Clean CSV Data

Clean CSV files with Indexly using datetime parsing, missing-value filling, derived date features, normalization, outlier removal, and analysis persistence.

Who This Page Is For

  • Users preparing exported CSV files for reliable analysis
  • Analysts who need consistent datetime, numeric, and missing-value handling
  • Developers checking how the analyze-csv parser maps to the cleaning pipeline

Quick Start

indexly analyze-csv sales.csv --auto-clean --show-summary

For a stricter run with explicit date formats and no database writes:

indexly analyze-csv sales.csv \
  --auto-clean \
  --datetime-formats "%Y-%m-%d" "%d/%m/%Y" "%Y-%m-%dT%H:%M:%S" \
  --date-threshold 0.6 \
  --derive-dates minimal \
  --fill-method median \
  --no-persist \
  --show-summary

The same CSV options are also available through the universal dispatcher:

indexly analyze-file sales.csv --auto-clean --show-summary

What The Cleaner Does

The cleaning stage runs before statistics and visualization.

Step Behavior
Load Detects the delimiter and reads the CSV as UTF-8.
Datetime handling Parses likely date, time, timestamp, created, modified, or day columns, plus columns whose sample values look date-like.
Derived date fields Adds derived fields according to --derive-dates.
Missing values Fills numeric missing values with mean or median; fills non-numeric missing values with the mode.
Optional normalization Applies z-score normalization when --normalize is set.
Optional outlier removal Removes numeric outliers with the IQR rule when --remove-outliers is set.
Analysis Computes CSV statistics and optional charts after cleaning.
Persistence Saves cleaned data and raw snapshot metadata unless --no-persist is set.

Parser-Accurate Options

Option Values Notes
--auto-clean flag Enables the cleaning pipeline.
--fill-method mean, median Applies to numeric missing values. Non-numeric columns use the most common value.
--datetime-formats one or more strftime formats Tried before the mixed/automatic fallback parser.
--derive-dates all, minimal, none Controls generated datetime feature columns. Default is all.
--date-threshold float, default 0.3 Minimum valid parse ratio required before a column is converted to datetime.
--normalize flag Normalizes numeric columns after cleaning.
--remove-outliers flag Removes IQR outliers after cleaning.
--use-cleaned flag Loads a previously persisted cleaned dataset when available.
--no-persist flag Disables the analysis database write for this run.

Datetime Parsing

Indexly only attempts datetime conversion on likely candidates. A column is a candidate when its name suggests time-like data or its sample values match common date patterns.
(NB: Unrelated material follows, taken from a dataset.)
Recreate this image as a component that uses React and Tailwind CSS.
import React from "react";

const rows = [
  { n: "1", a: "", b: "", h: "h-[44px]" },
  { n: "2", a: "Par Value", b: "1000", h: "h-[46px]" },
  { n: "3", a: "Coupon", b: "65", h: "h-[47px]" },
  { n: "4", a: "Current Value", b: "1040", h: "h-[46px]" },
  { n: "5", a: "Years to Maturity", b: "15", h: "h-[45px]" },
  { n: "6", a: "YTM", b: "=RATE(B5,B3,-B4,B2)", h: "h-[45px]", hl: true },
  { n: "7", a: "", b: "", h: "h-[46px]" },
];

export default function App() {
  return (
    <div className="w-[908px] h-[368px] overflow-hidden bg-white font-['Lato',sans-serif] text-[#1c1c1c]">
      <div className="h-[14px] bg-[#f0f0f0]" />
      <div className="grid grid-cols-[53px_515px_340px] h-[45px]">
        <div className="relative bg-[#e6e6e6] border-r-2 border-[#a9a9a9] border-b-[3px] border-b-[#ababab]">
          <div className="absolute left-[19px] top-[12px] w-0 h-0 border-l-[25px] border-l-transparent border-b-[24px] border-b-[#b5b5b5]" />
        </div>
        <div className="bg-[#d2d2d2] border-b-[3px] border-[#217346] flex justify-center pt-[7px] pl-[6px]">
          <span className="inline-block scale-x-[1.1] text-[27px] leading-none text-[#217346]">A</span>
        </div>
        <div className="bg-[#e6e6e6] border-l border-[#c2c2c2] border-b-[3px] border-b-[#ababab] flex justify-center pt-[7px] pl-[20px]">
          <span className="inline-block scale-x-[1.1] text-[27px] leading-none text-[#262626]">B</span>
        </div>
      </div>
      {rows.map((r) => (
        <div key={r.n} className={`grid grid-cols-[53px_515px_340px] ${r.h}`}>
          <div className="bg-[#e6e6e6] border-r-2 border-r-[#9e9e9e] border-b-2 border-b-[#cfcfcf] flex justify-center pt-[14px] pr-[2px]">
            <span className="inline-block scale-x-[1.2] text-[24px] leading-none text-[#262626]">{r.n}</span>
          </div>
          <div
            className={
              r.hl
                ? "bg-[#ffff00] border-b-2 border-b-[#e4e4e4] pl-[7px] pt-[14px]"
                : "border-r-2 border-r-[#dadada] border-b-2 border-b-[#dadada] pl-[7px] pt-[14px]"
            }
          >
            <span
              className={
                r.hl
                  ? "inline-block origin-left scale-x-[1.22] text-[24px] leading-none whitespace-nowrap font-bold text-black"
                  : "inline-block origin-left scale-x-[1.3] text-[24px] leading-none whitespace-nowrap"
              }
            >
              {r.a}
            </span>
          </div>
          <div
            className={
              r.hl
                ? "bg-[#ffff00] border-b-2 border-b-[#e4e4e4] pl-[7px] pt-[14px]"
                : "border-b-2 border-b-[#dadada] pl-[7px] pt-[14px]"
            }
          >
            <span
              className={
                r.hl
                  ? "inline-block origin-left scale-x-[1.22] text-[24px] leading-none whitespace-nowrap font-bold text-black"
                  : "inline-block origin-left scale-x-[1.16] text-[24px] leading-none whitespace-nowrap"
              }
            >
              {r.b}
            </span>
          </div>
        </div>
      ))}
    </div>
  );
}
The parser tries formats in this order:

  1. User-provided --datetime-formats
  2. Built-in defaults such as ISO dates, dd/mm/YYYY, mm-dd-YYYY, dotted dates, and ISO timestamps
  3. Pandas mixed-format parsing
  4. Pandas automatic parsing

A column is converted only when the ratio of successfully parsed source values meets --date-threshold. Otherwise, the original text values are preserved and reported as below threshold.

Derived Date Columns

When a column is accepted as datetime, Indexly can create analysis-friendly columns.
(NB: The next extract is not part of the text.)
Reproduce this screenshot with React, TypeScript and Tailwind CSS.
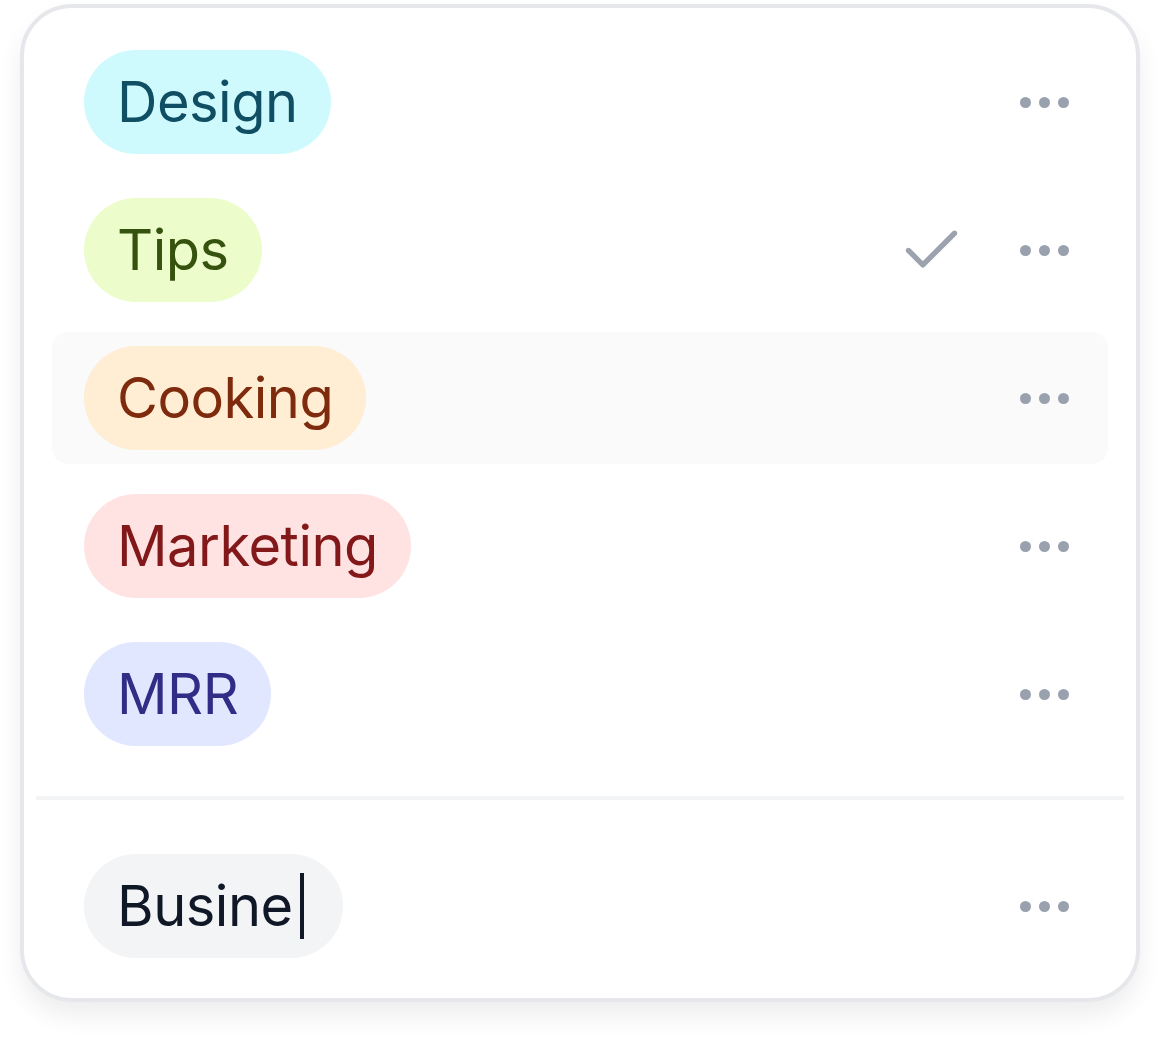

--derive-dates Derived columns
minimal _year, _month, _day, _weekday, _hour
all Minimal fields plus _quarter, _monthname, _week, _dayofyear, _minute, _iso, _timestamp
none No derived date fields

The _timestamp field is numeric, so CSV analysis can still produce statistics when the original dataset only had datetime values.

Missing Values

Numeric columns use the configured --fill-method:

Method Behavior
mean Replaces missing numeric values with the column average.
median Replaces missing numeric values with the column median.

Text and categorical columns use the most common non-empty value. Columns with no valid fill value keep their missing values and are reported as preserved.

Persistence And Reuse

By default, the orchestrator persists:

  • cleaned data sample
  • raw CSV snapshot
  • summary statistics
  • cleaning metadata and derived-column mapping

Use --no-persist for throwaway analysis:

indexly analyze-csv sales.csv --auto-clean --no-persist

Use --use-cleaned when you want to load a previously persisted cleaned dataset:

indexly analyze-file sales.csv --use-cleaned --show-summary

To remove saved cleaned records, use the separate cleanup command:

indexly clear-data sales.csv
indexly clear-data --all

Cleaning With Visualization

Cleaning happens before CSV visualization, so charts can use parsed dates, filled numeric values, normalized columns, or outlier-filtered rows.

indexly analyze-csv sales.csv \
  --auto-clean \
  --show-chart ascii \
  --chart-type hist \
  --transform auto

For full visualization behavior, see Analyze CSV Data and Time-Series Visualization.

Operational Notes

  • Use Rename File before analysis when exported CSV names are inconsistent.
  • Use Observers after persisted analysis if you want CSV snapshot comparisons over time.
  • Use Indexly Doctor when analysis persistence or database health needs inspection.